Holding — Degusti, J.
- The U.S. District Court for the Western District of Oklahoma held that evidence of Richard M. Arnold Sr.'s 1991 conviction was inadmissible against Robert W. Arnold, while reserving judgment on the admissibility of the 2010 conviction and tax-related evidence.
Rule
- Evidence of a co-defendant's prior convictions may be inadmissible to prove a defendant's knowledge of illegal activity if the prior acts lack sufficient similarity to the charged crime.
Reasoning
- The U.S. District Court reasoned that the 1991 conviction lacked sufficient similarity to the charged conspiracy to be admissible under Rule 404(b) of the Federal Rules of Evidence, as it involved different conduct and occurred significantly earlier in time.
- The court noted that the relationship among the defendants was based on family ties rather than any common illegal activity related to the prior conviction.
- Additionally, the court recognized that prior acts evidence must share similarity with the charged crime, which was not met in this case.
- Regarding the 2010 conviction and tax-related evidence, the court reserved ruling, indicating that further context was needed to assess their relevance and admissibility.
- The court acknowledged the government's arguments for introducing evidence related to intent and knowledge but emphasized the need to avoid unfair prejudice against the defendant.
Deep Dive: How the Court Reached Its Decision
Prior Conviction Evidence
The court determined that the evidence of Richard M. Arnold Sr.'s 1991 conviction was inadmissible against Robert W. Arnold. Under Rule 404(b) of the Federal Rules of Evidence, evidence of prior crimes is generally not admissible to prove a person's character, but may be introduced for specific purposes, such as establishing intent or knowledge. The court found that the 1991 conviction lacked sufficient similarity to the conspiracy charged in the indictment, which involved a car-purchase scheme. The conduct underlying the 1991 conviction occurred over a decade earlier and involved a different type of fraudulent act, namely a false statement to a bank regarding a home loan. Additionally, since Robert W. Arnold was not yet born at the time of the 1991 conviction, the court noted that there was no direct connection between his actions and those of his co-defendant. The familial ties among the defendants did not create a basis for establishing knowledge of illegal activity related to the earlier conviction. The court emphasized that prior acts evidence must share a significant similarity with the charged crime to be admissible, and this standard was not met in this instance.

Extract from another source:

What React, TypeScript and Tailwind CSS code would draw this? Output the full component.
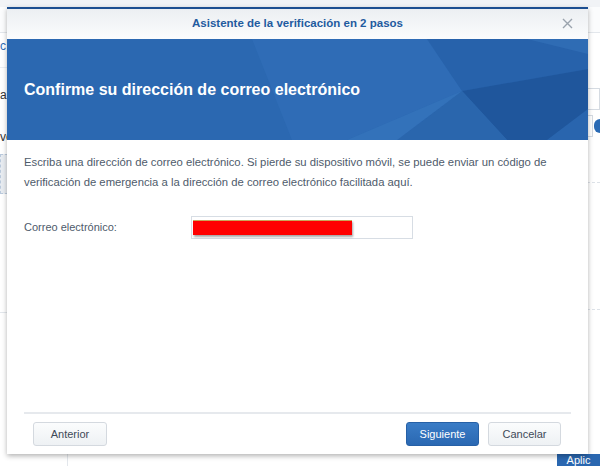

Thus, the court concluded that the prior conviction was not relevant, and admitting it would result in unfair prejudice against the defendant.
2010 Conviction and Tax Evidence
The court reserved judgment regarding the admissibility of Richard M. Arnold Sr.'s 2010 conviction and tax-related evidence, indicating that further context was required to assess their relevance. Unlike the 1991 conviction, the court acknowledged that evidence of other fraudulent acts could potentially be admissible, but it emphasized that the prior acts must be the defendant's own rather than those of a co-defendant. The government had argued that the evidence was relevant to establish the defendant's intent and knowledge in relation to the charges, but the court remained cautious in its approach. Since the government did not intend to introduce the 2010 conviction except for limited purposes, the court deemed it prudent to delay its ruling until more evidence was presented at trial. Regarding the tax-related evidence, the court indicated that the record was insufficient to determine whether the evidence was intrinsic to the crimes charged or admissible under Rule 404(b). The court recognized the government's position that the tax evidence might demonstrate the defendant's intent to deceive, but it also highlighted the need to avoid any potential unfair prejudice that could arise from its introduction. Therefore, the court opted to reserve its ruling pending further clarification during the trial.
Legal Standards Applied
The court employed specific legal standards in evaluating the admissibility of prior conviction evidence under Rule 404(b). According to the rule, evidence of prior crimes or wrongs must be offered for a proper purpose, must be relevant, and must not be outweighed by the potential for unfair prejudice. The court also noted that evidence must share sufficient similarity with the charged crime to be admissible. The Tenth Circuit has emphasized that the rule is inclusive, meaning that evidence of other crimes should generally be admitted unless it solely establishes criminal disposition. In this case, the court found that the 1991 conviction did not meet these standards due to its lack of relevance and similarity to the conspiracy charged. Moreover, the court's analysis highlighted the importance of contextual relationships among defendants in conspiracy cases, recognizing that familial connections alone were insufficient to establish knowledge of illegal activity. The court's findings illustrated a careful balancing of the evidentiary standards to safeguard against unfair prejudice while allowing for relevant evidence that could illuminate the defendants' state of mind.